For long off-the-grid travelling, Truck Campers are your best pick of the lot. Featuring four-wheel-drive functionality and a robust suspension equals to limitless off road adventures in expense of storage space. Included are the basic amenities, a rear door and in some models an overhead sleeping cabin as well as slide outs. They are ideal for one to three people.
Teardrop RV trailers are compact, lightweight trailers with basic amenities such as a kitchen, dining table, couch, bathroom and bed. They are easy to position in campsites and can be towed by many different vehicles.
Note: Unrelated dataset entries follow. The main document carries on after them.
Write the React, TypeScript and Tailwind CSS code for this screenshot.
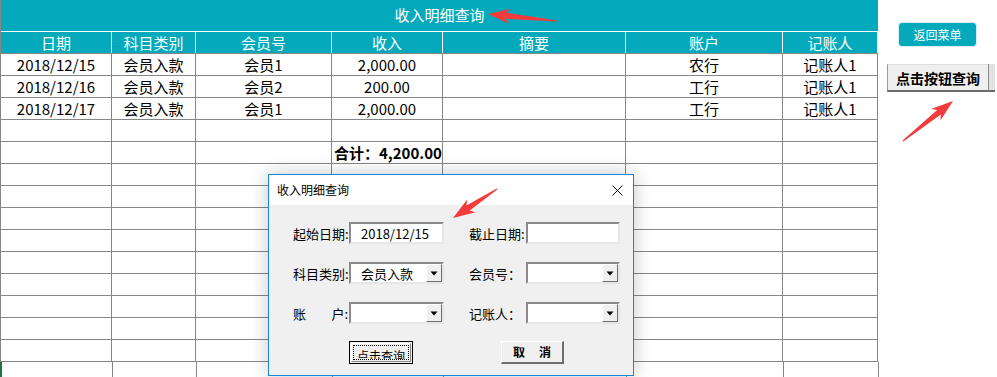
import React from "react";

const cols = "grid grid-cols-[111px_84px_136px_111px_183px_157px_95px]";
const headers = ["日期", "科目类别", "会员号", "收入", "摘要", "账户", "记账人"];

const rows = [
  ["2018/12/15", "会员入款", "会员1", "2,000.00", "", "农行", "记账人1"],
  ["2018/12/16", "会员入款", "会员2", "200.00", "", "工行", "记账人1"],
  ["2018/12/17", "会员入款", "会员1", "2,000.00", "", "工行", "记账人1"],
];

// arrow drawn as a tapered polygon from tail to tip
const arrow = (tx: number, ty: number, px: number, py: number, hl = 18, hw = 15, sw = 6) => {
  const len = Math.hypot(px - tx, py - ty);
  const ux = (px - tx) / len;
  const uy = (py - ty) / len;
  const nx = -uy;
  const ny = ux;
  const bx = px - ux * hl;
  const by = py - uy * hl;
  const cx = bx - ux * 4;
  const cy = by - uy * 4;
  const pts = [
    [tx + nx * 0.6, ty + ny * 0.6],
    [bx + (nx * sw) / 2, by + (ny * sw) / 2],
    [cx + (nx * hw) / 2, cy + (ny * hw) / 2],
    [px, py],
    [cx - (nx * hw) / 2, cy - (ny * hw) / 2],
    [bx - (nx * sw) / 2, by - (ny * sw) / 2],
    [tx - nx * 0.6, ty - ny * 0.6],
  ];
  return pts.map((p) => `${p[0].toFixed(1)},${p[1].toFixed(1)}`).join(" ");
};

const TextBox = ({ value }: { value?: string }) => (
  <div className="h-[22px] w-full bg-white border-2 border-t-[#8a8a8a] border-l-[#8a8a8a] border-b-[#e6e6e6] border-r-[#e6e6e6] flex items-center pl-[10px] text-[13px] leading-none">
    {value}
  </div>
);

const Combo = ({ value }: { value?: string }) => (
  <div className="h-[22px] w-full bg-white border-2 border-t-[#8a8a8a] border-l-[#8a8a8a] border-b-[#e6e6e6] border-r-[#e6e6e6] flex items-stretch text-[13px] leading-none">
    <div className="flex-1 flex items-center pl-[10px]">{value}</div>
    <div className="w-[16px] bg-[#f0f0f0] border border-t-white border-l-white border-b-[#6e6e6e] border-r-[#6e6e6e] flex items-center justify-center">
      <svg width="8" height="5" viewBox="0 0 8 5">
        <polygon points="0.5,0.5 7.5,0.5 4,4.5" fill="#000" />
      </svg>
    </div>
  </div>
);

const Label = ({ children }: { children: React.ReactNode }) => (
  <div className="w-[56px] text-[13px] leading-none flex items-center">{children}</div>
);

export default function App() {
  return (
    <div className="relative w-[997px] h-[377px] overflow-hidden bg-white text-black font-['Noto_Sans_CJK_SC','Noto_Sans',sans-serif]">
      <div className="flex">
        {/* sheet */}
        <div className="w-[878px] border-l border-[#868686]">
          <div className="h-[32px] bg-[#04aabc] border-b border-white flex items-center justify-center text-white text-[15px]">
            收入明细查询
          </div>
          <div className={`${cols} h-[22px] bg-[#04aabc] border-b border-[#868686]`}>
            {headers.map((h) => (
              <div key={h} className="border-r border-white flex items-center justify-center text-white text-[15px] leading-none">
                {h}
              </div>
            ))}
          </div>
          {rows.map((r, i) => (
            <div key={i} className={`${cols} h-[22px]`}>
              {r.map((c, j) => (
                <div key={j} className="border-r border-b border-[#868686] flex items-center justify-center text-[15px] leading-none">
                  {c}
                </div>
              ))}
            </div>
          ))}
          {Array.from({ length: 12 }).map((_, i) => (
            <div key={i} className={`${cols} h-[22px] ${i === 11 ? "border-l-2 border-l-[#217346] -ml-px" : ""}`}>
              {headers.map((h, j) => (
                <div key={h} className="border-r border-b border-[#868686] flex items-center text-[15px] leading-none font-bold">
                  {i === 1 && j === 3 ? <span className="pl-[2px]">合计：4,200.00</span> : null}
                </div>
              ))}
            </div>
          ))}
        </div>

        {/* floating buttons */}
        <div className="flex flex-col items-start pt-[22px]">
          <div className="ml-[20px] w-[79px] h-[25px] rounded-[4px] bg-[#04aabc] border border-[#d4eef1] flex items-center justify-center text-white text-[12px] leading-none">
            返回菜单
          </div>
          <div className="ml-[9px] mt-[17px] flex h-[28px]">
            <div className="w-[101px] bg-[#efefef] border-t border-l border-t-[#dcdcdc] border-l-[#9a9a9a] border-b-2 border-b-[#6a6a6a] flex items-center justify-center text-[14px] font-bold leading-none">
              点击按钮查询
            </div>
            <div className="w-[7px] bg-[#e2e2e2] border-l border-[#8a8a8a] border-b-2 border-b-[#6a6a6a]" />
          </div>
        </div>
      </div>

      {/* dialog */}
      <div className="absolute left-[268px] top-[174px] w-[366px] h-[202px] border border-[#1a84d6] bg-[#f0f0f0] shadow-[0_0_18px_rgba(0,0,0,0.22)] flex flex-col">
        <div className="h-[30px] bg-white flex items-center justify-between pl-[8px] pr-[10px] text-[12px] leading-none">
          <span>收入明细查询</span>
          <svg width="11" height="11" viewBox="0 0 11 11">
            <path d="M0.5 0.5 L10.5 10.5 M10.5 0.5 L0.5 10.5" stroke="#111" strokeWidth="1" />
          </svg>
        </div>
        <div className="flex flex-col pl-[24px] pt-[17px] gap-[18px]">
          <div className="flex h-[22px]">
            <Label>起始日期:</Label>
            <div className="w-[95px]"><TextBox value="2018/12/15" /></div>
            <div className="ml-[25px] w-[57px] flex items-center text-[13px] leading-none">截止日期:</div>
            <div className="w-[94px]"><TextBox /></div>
          </div>
          <div className="flex h-[22px]">
            <Label>科目类别:</Label>
            <div className="w-[95px]"><Combo value="会员入款" /></div>
            <div className="ml-[25px] w-[57px] flex items-center text-[13px] leading-none">会员号：</div>
            <div className="w-[94px]"><Combo /></div>
          </div>
          <div className="flex h-[22px]">
            <Label>
              <span className="flex w-full justify-between pr-[1px]">
                <span>账</span>
                <span>户:</span>
              </span>
            </Label>
            <div className="w-[95px]"><Combo /></div>
            <div className="ml-[25px] w-[57px] flex items-center text-[13px] leading-none">记账人：</div>
            <div className="w-[94px]"><Combo /></div>
          </div>
        </div>
        <div className="flex pl-[80px] pt-[17px]">
          <div className="w-[64px] h-[23px] border border-black bg-[#f0f0f0] p-[1px]">
            <div className="h-full border border-t-white border-l-white border-b-[#8a8a8a] border-r-[#8a8a8a] p-[1px]">
              <div className="h-full border border-dotted border-black overflow-hidden flex justify-center">
                <span className="pt-[4px] text-[12px] leading-none">点击查询</span>
              </div>
            </div>
          </div>
          <div className="ml-[88px] w-[63px] h-[23px] bg-[#f0f0f0] border border-t-white border-l-white border-b-2 border-r-2 border-b-[#6e6e6e] border-r-[#6e6e6e] flex items-center justify-center gap-[14px] text-[12px] font-semibold leading-none">
            <span>取</span>
            <span>消</span>
          </div>
        </div>
      </div>

      {/* annotation arrows */}
      <svg className="absolute inset-0 pointer-events-none" width="997" height="377">
        <polygon points={arrow(557, 21, 488, 14)} fill="#f23b3b" />
        <polygon points={arrow(497, 189, 453, 218)} fill="#f23b3b" />
        <polygon points={arrow(903, 141, 953, 101)} fill="#f23b3b" />
      </svg>
    </div>
  );
}
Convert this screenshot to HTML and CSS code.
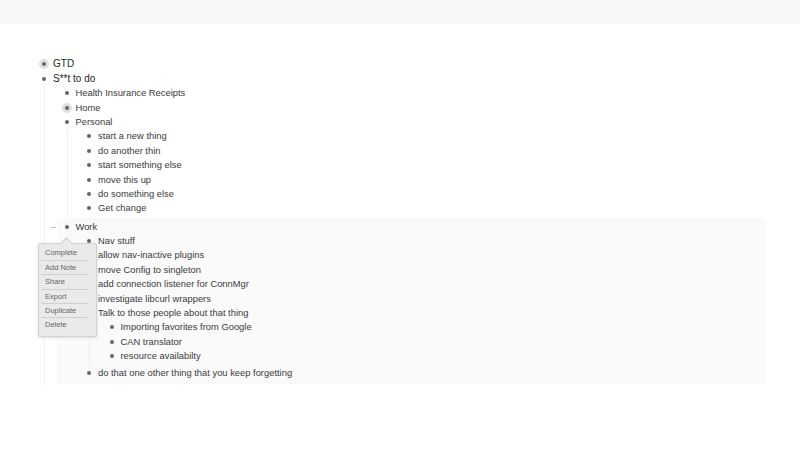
FILE: index.html
```html
<!DOCTYPE html>
<html lang="en">
<head>
<meta charset="utf-8">
<title>Outline</title>
<link rel="stylesheet" href="styles.css">
</head>
<body>
<header class="topbar"></header>
<main class="outline">
  <ul class="tree level0">
    <li class="node"><div class="row"><span class="bullet halo"></span><span class="label">GTD</span></div></li>
    <li class="node">
      <div class="row"><span class="bullet"></span><span class="label">S**t to do</span></div>
      <ul class="children">
        <li class="node"><div class="row"><span class="bullet"></span><span class="label">Health Insurance Receipts</span></div></li>
        <li class="node"><div class="row"><span class="bullet halo"></span><span class="label">Home</span></div></li>
        <li class="node">
          <div class="row"><span class="bullet"></span><span class="label">Personal</span></div>
          <ul class="children">
            <li class="node"><div class="row"><span class="bullet"></span><span class="label">start a new thing</span></div></li>
            <li class="node"><div class="row"><span class="bullet"></span><span class="label">do another thin</span></div></li>
            <li class="node"><div class="row"><span class="bullet"></span><span class="label">start something else</span></div></li>
            <li class="node"><div class="row"><span class="bullet"></span><span class="label">move this up</span></div></li>
            <li class="node"><div class="row"><span class="bullet"></span><span class="label">do something else</span></div></li>
            <li class="node"><div class="row"><span class="bullet"></span><span class="label">Get change</span></div></li>
          </ul>
        </li>
        <li class="node selected">
          <div class="row">
            <span class="toggle">–</span>
            <span class="bullet"></span><span class="label">Work</span>
            <div class="menu">
              <div class="menu-item">Complete</div>
              <div class="menu-item">Add Note</div>
              <div class="menu-item">Share</div>
              <div class="menu-item">Export</div>
              <div class="menu-item">Duplicate</div>
              <div class="menu-item">Delete</div>
            </div>
          </div>
          <ul class="children">
            <li class="node"><div class="row"><span class="bullet"></span><span class="label">Nav stuff</span></div></li>
            <li class="node"><div class="row"><span class="bullet"></span><span class="label">allow nav-inactive plugins</span></div></li>
            <li class="node"><div class="row"><span class="bullet"></span><span class="label">move Config to singleton</span></div></li>
            <li class="node"><div class="row"><span class="bullet"></span><span class="label">add connection listener for ConnMgr</span></div></li>
            <li class="node"><div class="row"><span class="bullet"></span><span class="label">investigate libcurl wrappers</span></div></li>
            <li class="node">
              <div class="row"><span class="bullet"></span><span class="label">Talk to those people about that thing</span></div>
              <ul class="children">
                <li class="node"><div class="row"><span class="bullet"></span><span class="label">Importing favorites from Google</span></div></li>
                <li class="node"><div class="row"><span class="bullet"></span><span class="label">CAN translator</span></div></li>
                <li class="node"><div class="row"><span class="bullet"></span><span class="label">resource availabilty</span></div></li>
              </ul>
            </li>
            <li class="node"><div class="row"><span class="bullet"></span><span class="label">do that one other thing that you keep forgetting</span></div></li>
          </ul>
        </li>
      </ul>
    </li>
  </ul>
</main>
</body>
</html>
```
FILE: styles.css
```css
html, body {
  margin: 0;
  padding: 0;
  background: #fff;
}
body {
  font-family: "Liberation Sans", Arial, sans-serif;
  color: #3a3a3a;
}
.topbar {
  height: 24px;
  background: #f7f7f7;
}
.outline {
  padding: 32px 35px 0 39px;
}
ul {
  list-style: none;
  margin: 0;
  padding: 0;
}
.row {
  position: relative;
  display: flex;
  align-items: center;
  height: 14.4px;
  font-size: 9.375px;
  white-space: nowrap;
}
.level0 > li > .row {
  height: 15px;
  font-size: 10px;
  color: #262626;
}
.bullet {
  flex: none;
  width: 10px;
  height: 10px;
  margin-right: 4px;
  border-radius: 50%;
  display: flex;
  align-items: center;
  justify-content: center;
}
.bullet::before {
  content: "";
  width: 4px;
  height: 4px;
  border-radius: 50%;
  background: #666;
}
.bullet.halo {
  background: #dfdfdf;
}
.children {
  margin-left: 5px;
  border-left: 1px solid #efefef;
  padding-left: 16.5px;
  padding-bottom: 2px;
}
.selected {
  margin-left: -4.5px;
  padding: 2px 0 2px 4.5px;
  background: #fafafa;
}
.selected > .children {
  border-left-color: transparent;
}
.toggle {
  position: absolute;
  left: -11px;
  top: 0;
  line-height: 14.4px;
  color: #999;
}
.menu {
  position: absolute;
  left: -23.5px;
  top: 23.4px;
  z-index: 5;
  box-sizing: content-box;
  width: 48px;
  padding: 2.5px 7px 3px 2px;
  background: #eaeaea;
  border: 1px solid #d2d2d2;
  border-radius: 2px;
  box-shadow: 0 1px 3px rgba(0, 0, 0, 0.12);
}
.menu::before {
  content: "";
  position: absolute;
  left: 23px;
  top: -5px;
  width: 8px;
  height: 8px;
  background: #eaeaea;
  border-top: 1px solid #d2d2d2;
  border-left: 1px solid #d2d2d2;
  transform: rotate(45deg);
}
.menu-item {
  height: 13.4px;
  line-height: 13.4px;
  padding-left: 4px;
  font-size: 7.5px;
  color: #666;
  border-bottom: 1px solid #cfcfcf;
}
.menu-item:last-child {
  border-bottom-color: transparent;
}
```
The limited storage and height of the trailer may be a drawback to some, however it makes up for it in ease of maneuvering.
Let's Get RV-ing!
There are so many models, types of RVs available in the market, each built to suit your specifications. Whether you want a giant motorhome to carry your not-yet-street-legal Porsche 911 Carrera everywhere you go or just a compact pop-up trailer for your next camping trip. There’s always a suitable RV type for your needs in the market.